An Epiphany Journey

An Epiphany Journey

Preacher: Pastor Liz Miller
Date: January 3, 2021
Text: Matthew 2:1-12

The coinciding of Epiphany and the New Year is my favorite pairing. The New Year is all about learning from the lessons of the previous year and setting our intentions for the months ahead. The New Year recognizes that we are on a journey – that surely much of last year will spill into the next, but that we have agency about what we do with it, and we can make choices about which direction we will next travel. For this year in particular, we are aware that turning the page from 2020 to 2021 does not mean all is suddenly right with the world.
We are still living with the impact of COVID-19, as evidenced by yet another online worship experience. We are still living with the impact of federal and state governments that prioritizes the wealthy over all else. Systemic racism is not any better today than it was a week ago. The grief of lives and loved ones lost still burns through us as much as it did a week ago.
Even those more trivial inconveniences and trials that we liked to attribute to the year 2020 will not magically disappear with the turning of a page in the calendar – my furnace breaking down on January 1st, 2021 can attest to that reality.
Yet at the New Year we rekindle our hope that we will have the resources, the support, and the resilience to make it through another year, no matter what it brings. We rekindle our
resolve to work toward systemic change, to amplify the voices of the oppressed, to ground our community in love.

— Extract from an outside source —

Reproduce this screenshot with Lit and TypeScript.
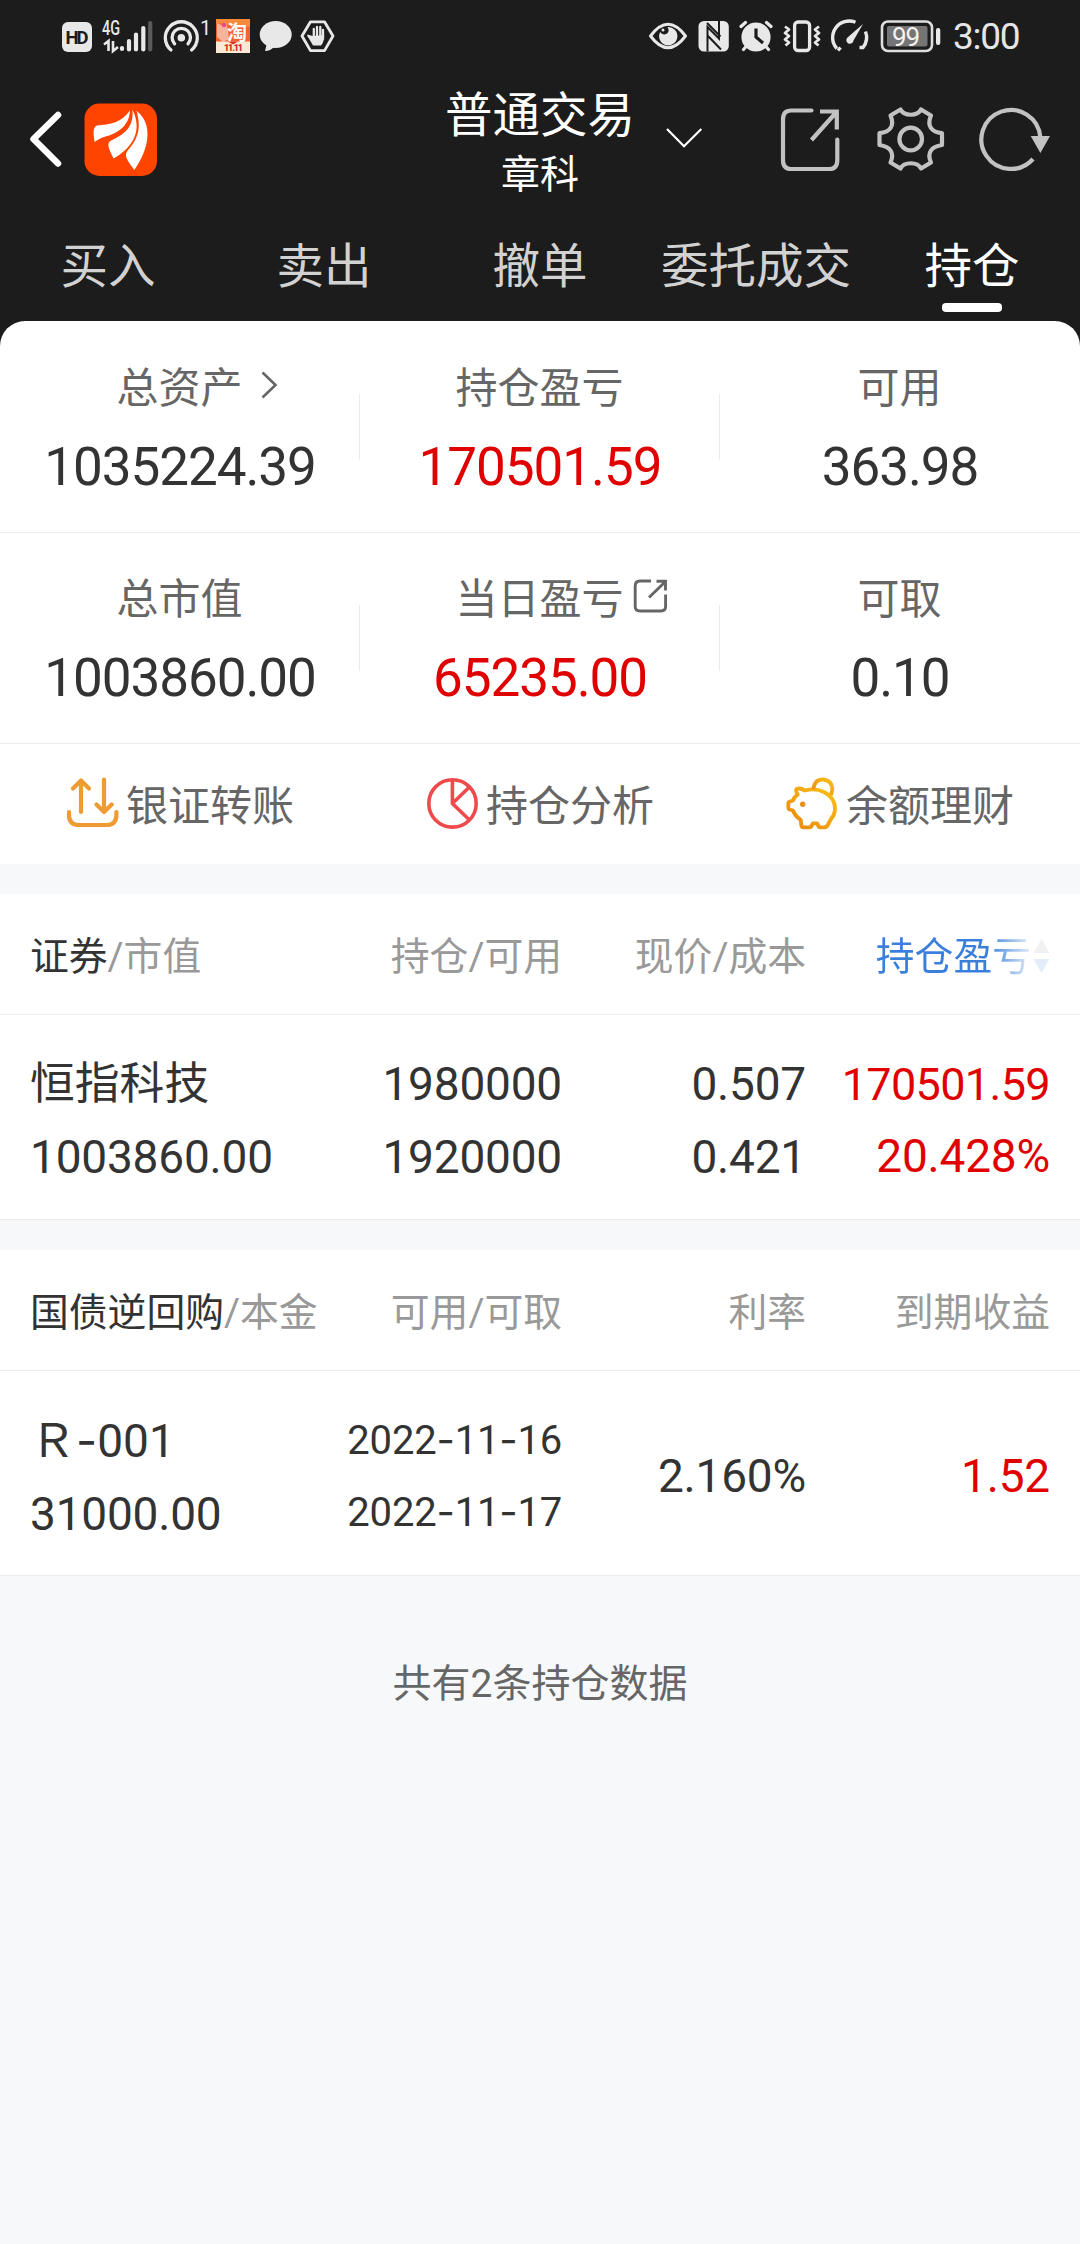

This happens individually with every person who takes the time to set an intention or make a resolution for the coming year.
This intention setting and resolution making also happens communally in a similar way through Epiphany and our annual retelling of the journey of the Magi. This story ties us from Christmas into what is next, and invites us to follow the journey of the Magi and learn from their lessons as we imagine where our journey will take us as a community of faith in this next year.
There is a lot of lore about who the Magi were with many of the details in dispute depending on which scholar you read. What is generally agreed upon is that the Magi were not just three people, they were a whole caravan of folks. And because they came from afar, it is believed that they were of a different religion and ethnicity than Jesus and his family would have
I love this detail because it reminds me of our own church – a wild group of people who have come from afar – some of us finding our way to mid-Michigan through school or work, some of us growing up in the area but finding our way to a progressive Christian church after different experiences in other kinds of churches, each of us gathered together as a caravan of people who knows what it feels like to be an outsider in one way or the other, committed to taking the journey of faith together.
A big part of the journey these Magi undertake is journey of discernment. When they encounter Herod, do they listen to him? They follow part of his instructions, to search for the child, but do they trust him? Who or what do they put their faith in if not the ruler of the land?
We know that anytime we are trying to make decisions with other people it takes a lot of discussion, negotiation, and weighing of all possible options. It doesn’t matter whether the decision is as small as “What are we going to have for dinner tonight?” or “Are we going to commit treason by lying and hiding from a murderous dictator?” Discernment is the practice of asking deep questions when the answer is not obvious. It’s about asking the questions in a way that evokes your values, your hopes, and your faith. Discernment is a sacred practice that helps us step outside of ourselves and reaches out to God, to the knowledge that our decisions and actions have an impact beyond ourselves.
The magi followed first a star, and then their dreams, trusting something mystical and sacred to guide them on their journey. As a church we are invited to practice discernment as well.
At the beginning of the year, in addition to the resolutions that are made, perhaps we should recommit to asking deep questions, to drawing on the mystical and sacred elements of our faith when we seek answers, and to always turning to God, to something bigger than our individual
experiences, when looking to where our future is leading us and how we are going to get there.
Today we honor Epiphany, which is a celebration that is less about a one-time “Aha!” revelation, and more of a celebration of a long journey, and so today I invite us to lift up and acknowledge that we too are a people on a journey. 2021 is another chapter on that journey, and I am glad we are beginning it together. I pray that the weeks and months ahead of us will lead us deeper in our commitment to working for justice and growing in discipleship. I pray that each of us will feel the Edgewood caravan surrounding you and accompanying you on your own journey, so that we might remember we are in this together. May it be so. Amen.